Question

For how many values of $$x$$ in the closed interval $$\left[ -4,-1 \right] $$ the matrix $$\begin{bmatrix} 3 & -x-1 & 2 \\ 3 & -1 & x+2 \\ x+3 & -1 & 2 \end{bmatrix}$$ is singular.
A
$$1$$
B
$$2$$
C
$$4$$
D
$$3$$

Answer

**step1** Understanding the Problem

The problem asks for the number of values of $$x$$ in the closed interval $$\left[ -4,-1 \right]$$ for which the given matrix is singular. A matrix is singular if its determinant is equal to zero.

**step2** Defining the Matrix and Interval

The given matrix is:
$$A = \begin{bmatrix} 3 & -x-1 & 2 \\ 3 & -1 & x+2 \\ x+3 & -1 & 2 \end{bmatrix}$$
The closed interval for $$x$$ is $$\left[ -4,-1 \right]$$. This means we are looking for values of $$x$$ such that $$-4 \le x \le -1$$.

**step3** Calculating the Determinant of the Matrix

To find when the matrix is singular, we must calculate its determinant and set it to zero. We will use the cofactor expansion method along the first row:
$$det(A) = 3 \times \det \begin{pmatrix} -1 & x+2 \\ -1 & 2 \end{pmatrix} - (-x-1) \times \det \begin{pmatrix} 3 & x+2 \\ x+3 & 2 \end{pmatrix} + 2 \times \det \begin{pmatrix} 3 & -1 \\ x+3 & -1 \end{pmatrix}$$
First, calculate each 2x2 determinant:
$$\det \begin{pmatrix} -1 & x+2 \\ -1 & 2 \end{pmatrix} = (-1)(2) - (x+2)(-1) = -2 - (-x-2) = -2 + x + 2 = x$$
$$\det \begin{pmatrix} 3 & x+2 \\ x+3 & 2 \end{pmatrix} = (3)(2) - (x+2)(x+3) = 6 - (x^2 + 3x + 2x + 6) = 6 - (x^2 + 5x + 6) = -x^2 - 5x$$
$$\det \begin{pmatrix} 3 & -1 \\ x+3 & -1 \end{pmatrix} = (3)(-1) - (-1)(x+3) = -3 - (-x-3) = -3 + x + 3 = x$$
Now substitute these back into the determinant expression:
$$det(A) = 3(x) - (-x-1)(-x^2-5x) + 2(x)$$
$$det(A) = 3x + (x+1)(-x^2-5x) + 2x$$
$$det(A) = 5x + (-x^3 - 5x^2 - x^2 - 5x)$$
$$det(A) = 5x - x^3 - 6x^2 - 5x$$
$$det(A) = -x^3 - 6x^2$$

**step4** Solving for x when the Determinant is Zero

For the matrix to be singular, its determinant must be zero:
$$-x^3 - 6x^2 = 0$$
Factor out common terms:
$$-x^2(x + 6) = 0$$
This equation yields two possible solutions for $$x$$:
1. $$-x^2 = 0 \implies x = 0$$
2. $$x + 6 = 0 \implies x = -6$$

**step5** Checking Solutions against the Given Interval

We need to find how many of these values of $$x$$ are within the closed interval $$\left[ -4,-1 \right]$$. This means we check if $$-4 \le x \le -1$$.
1. For $$x = 0$$: Is $$0$$ in $$\left[ -4,-1 \right]$$? No, because $$0$$ is greater than $$-1$$.
2. For $$x = -6$$: Is $$-6$$ in $$\left[ -4,-1 \right]$$? No, because $$-6$$ is less than $$-4$$.
Since neither of the values of $$x$$ that make the matrix singular fall within the specified interval, there are no such values of $$x$$.

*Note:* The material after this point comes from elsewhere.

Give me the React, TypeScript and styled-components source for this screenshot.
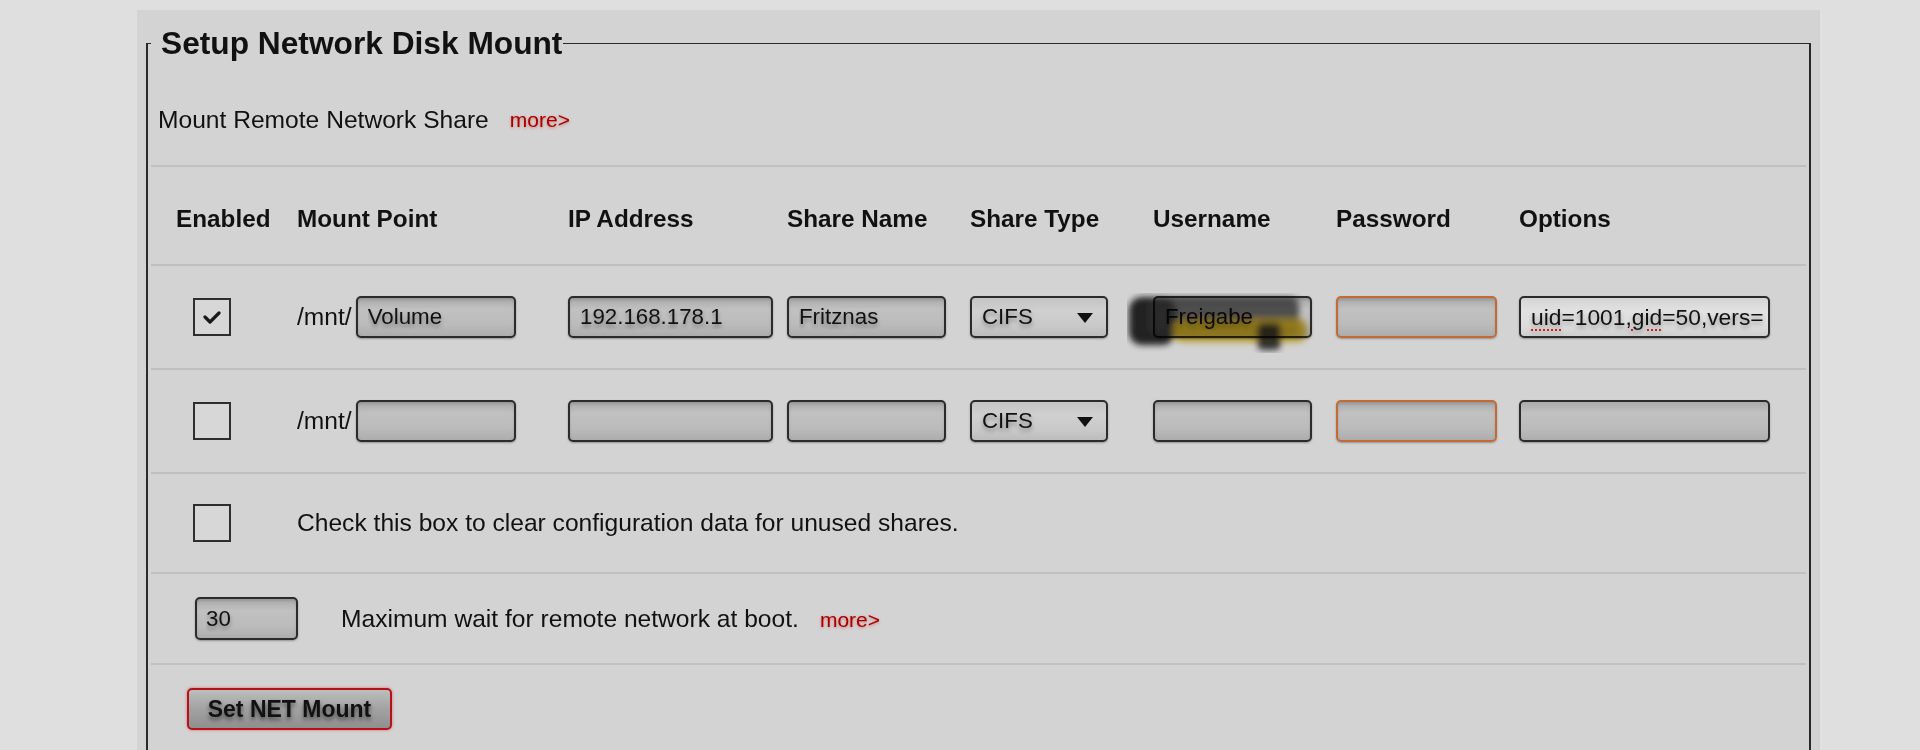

**step6** Concluding the Number of Values

Based on our calculations, there are no values of $$x$$ in the closed interval $$\left[ -4,-1 \right]$$ for which the matrix is singular. Therefore, the number of such values is 0. Since 0 is not among the given options (A, B, C, D), it indicates a discrepancy between the problem statement or options and the mathematical solution.